- [SHORT EXERCISE]:
Reproduce the listing below exactly. Pictures do not belong in the copy.
● ● ● ●
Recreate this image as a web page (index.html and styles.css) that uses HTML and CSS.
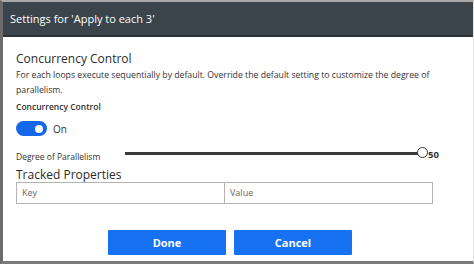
FILE: index.html
```html
<!DOCTYPE html>
<html>
<head>
<meta charset="utf-8">
<link rel="stylesheet" href="styles.css">
</head>
<body>
<div class="frame">
  <div class="header">Settings for 'Apply to each 3'</div>
  <div class="body">
    <div class="title">Concurrency Control</div>
    <div class="desc">For each loops execute sequentially by default. Override the default setting to customize the degree of parallelism.</div>
    <div class="label">Concurrency Control</div>
    <div class="toggle-row">
      <span class="toggle"><span class="knob"></span></span>
      <span class="on">On</span>
    </div>
    <div class="slider-row">
      <span class="slabel">Degree of Parallelism</span>
      <span class="track"><span class="thumb"></span></span>
      <span class="val">50</span>
    </div>
    <div class="title tp">Tracked Properties</div>
    <div class="inputs">
      <div class="inp">Key</div>
      <div class="inp">Value</div>
    </div>
    <div class="buttons">
      <button class="btn">Done</button>
      <button class="btn">Cancel</button>
    </div>
  </div>
</div>
</body>
</html>
```
FILE: styles.css
```css
html, body {
  margin: 0;
  padding: 0;
  background: #ffffff;
}
body {
  width: 474px;
  height: 264px;
  overflow: hidden;
  font-family: "Open Sans", "Noto Sans", sans-serif;
  color: #323130;
}
.frame {
  height: 264px;
  box-sizing: border-box;
  border-top: 2px solid #a9a9a9;
  border-left: 3px solid #6b6b6b;
  border-bottom: 3px solid #7a7a7a;
  border-right: 1px solid #e4e4e4;
  display: flex;
  flex-direction: column;
}
.header {
  height: 33px;
  background: #3b434b;
  border-bottom: 2px solid #2c3238;
  color: #ffffff;
  font-size: 11px;
  line-height: 33px;
  padding-left: 7px;
  flex: none;
}
.body {
  padding: 13px 0 0 13px;
  display: flex;
  flex-direction: column;
}
.title {
  font-size: 12px;
  line-height: 18px;
  color: #2b2b2b;
}
.desc {
  font-size: 8.7px;
  line-height: 15px;
  margin-top: 0;
  width: 440px;
  color: #333;
}
.label {
  font-size: 8.5px;
  font-weight: 600;
  line-height: 14px;
  margin-top: 2px;
}
.toggle-row {
  display: flex;
  align-items: center;
  gap: 6px;
  margin-top: 7px;
  height: 15px;
}
.toggle {
  width: 31px;
  height: 15px;
  border-radius: 8px;
  background: #1467e8;
  position: relative;
  display: inline-block;
}
.knob {
  position: absolute;
  right: 4px;
  top: 3.5px;
  width: 8px;
  height: 8px;
  border-radius: 50%;
  background: #fff;
}
.on {
  font-size: 10px;
}
.slider-row {
  display: flex;
  align-items: center;
  margin-top: 13px;
  height: 12px;
}
.slabel {
  font-size: 8.5px;
  width: 109px;
  flex: none;
  margin-top: 2px;
}
.track {
  width: 297px;
  height: 3px;
  background: #3a3a3a;
  position: relative;
  margin-top: -3px;
}
.thumb {
  position: absolute;
  right: -6px;
  top: -5px;
  width: 11px;
  height: 11px;
  border: 1.5px solid #333;
  border-radius: 50%;
  background: #fff;
  box-sizing: border-box;
}
.val {
  font-size: 9.5px;
  font-weight: 700;
  margin-left: 6px;
  margin-top: -1px;
}
.tp {
  margin-top: 7px;
  line-height: 14px;
}
.inputs {
  display: flex;
  margin-top: 0;
}
.inp {
  width: 209px;
  height: 22px;
  box-sizing: border-box;
  border: 1px solid #b3b3b3;
  font-size: 9px;
  color: #666;
  line-height: 20px;
  padding-left: 5px;
}
.inp + .inp {
  width: 208px;
  border-left: none;
}
.buttons {
  display: flex;
  gap: 8px;
  margin-top: 26px;
  padding-left: 92px;
}
.btn {
  width: 118px;
  height: 25px;
  border: none;
  border-radius: 1px;
  background: #1672f3;
  color: #fff;
  font-family: "Open Sans", "Noto Sans", sans-serif;
  font-weight: 700;
  font-size: 11px;
  padding: 0;
}
```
● ● ● ●
- [SOLUTION TO THIS TASK]:
Recreate this image as a web page (index.html and styles.css) that uses HTML and CSS.
FILE: index.html
```html
<!DOCTYPE html>
<html>
<head>
<meta charset="utf-8">
<link rel="stylesheet" href="styles.css">
</head>
<body>
<div class="frame">
  <div class="header">Settings for 'Apply to each 3'</div>
  <div class="body">
    <div class="title">Concurrency Control</div>
    <div class="desc">For each loops execute sequentially by default. Override the default setting to customize the degree of parallelism.</div>
    <div class="label">Concurrency Control</div>
    <div class="toggle-row">
      <span class="toggle"><span class="knob"></span></span>
      <span class="on">On</span>
    </div>
    <div class="slider-row">
      <span class="slabel">Degree of Parallelism</span>
      <span class="track"><span class="thumb"></span></span>
      <span class="val">50</span>
    </div>
    <div class="title tp">Tracked Properties</div>
    <div class="inputs">
      <div class="inp">Key</div>
      <div class="inp">Value</div>
    </div>
    <div class="buttons">
      <button class="btn">Done</button>
      <button class="btn">Cancel</button>
    </div>
  </div>
</div>
</body>
</html>
```
FILE: styles.css
```css
html, body {
  margin: 0;
  padding: 0;
  background: #ffffff;
}
body {
  width: 474px;
  height: 264px;
  overflow: hidden;
  font-family: "Open Sans", "Noto Sans", sans-serif;
  color: #323130;
}
.frame {
  height: 264px;
  box-sizing: border-box;
  border-top: 2px solid #a9a9a9;
  border-left: 3px solid #6b6b6b;
  border-bottom: 3px solid #7a7a7a;
  border-right: 1px solid #e4e4e4;
  display: flex;
  flex-direction: column;
}
.header {
  height: 33px;
  background: #3b434b;
  border-bottom: 2px solid #2c3238;
  color: #ffffff;
  font-size: 11px;
  line-height: 33px;
  padding-left: 7px;
  flex: none;
}
.body {
  padding: 13px 0 0 13px;
  display: flex;
  flex-direction: column;
}
.title {
  font-size: 12px;
  line-height: 18px;
  color: #2b2b2b;
}
.desc {
  font-size: 8.7px;
  line-height: 15px;
  margin-top: 0;
  width: 440px;
  color: #333;
}
.label {
  font-size: 8.5px;
  font-weight: 600;
  line-height: 14px;
  margin-top: 2px;
}
.toggle-row {
  display: flex;
  align-items: center;
  gap: 6px;
  margin-top: 7px;
  height: 15px;
}
.toggle {
  width: 31px;
  height: 15px;
  border-radius: 8px;
  background: #1467e8;
  position: relative;
  display: inline-block;
}
.knob {
  position: absolute;
  right: 4px;
  top: 3.5px;
  width: 8px;
  height: 8px;
  border-radius: 50%;
  background: #fff;
}
.on {
  font-size: 10px;
}
.slider-row {
  display: flex;
  align-items: center;
  margin-top: 13px;
  height: 12px;
}
.slabel {
  font-size: 8.5px;
  width: 109px;
  flex: none;
  margin-top: 2px;
}
.track {
  width: 297px;
  height: 3px;
  background: #3a3a3a;
  position: relative;
  margin-top: -3px;
}
.thumb {
  position: absolute;
  right: -6px;
  top: -5px;
  width: 11px;
  height: 11px;
  border: 1.5px solid #333;
  border-radius: 50%;
  background: #fff;
  box-sizing: border-box;
}
.val {
  font-size: 9.5px;
  font-weight: 700;
  margin-left: 6px;
  margin-top: -1px;
}
.tp {
  margin-top: 7px;
  line-height: 14px;
}
.inputs {
  display: flex;
  margin-top: 0;
}
.inp {
  width: 209px;
  height: 22px;
  box-sizing: border-box;
  border: 1px solid #b3b3b3;
  font-size: 9px;
  color: #666;
  line-height: 20px;
  padding-left: 5px;
}
.inp + .inp {
  width: 208px;
  border-left: none;
}
.buttons {
  display: flex;
  gap: 8px;
  margin-top: 26px;
  padding-left: 92px;
}
.btn {
  width: 118px;
  height: 25px;
  border: none;
  border-radius: 1px;
  background: #1672f3;
  color: #fff;
  font-family: "Open Sans", "Noto Sans", sans-serif;
  font-weight: 700;
  font-size: 11px;
  padding: 0;
}
```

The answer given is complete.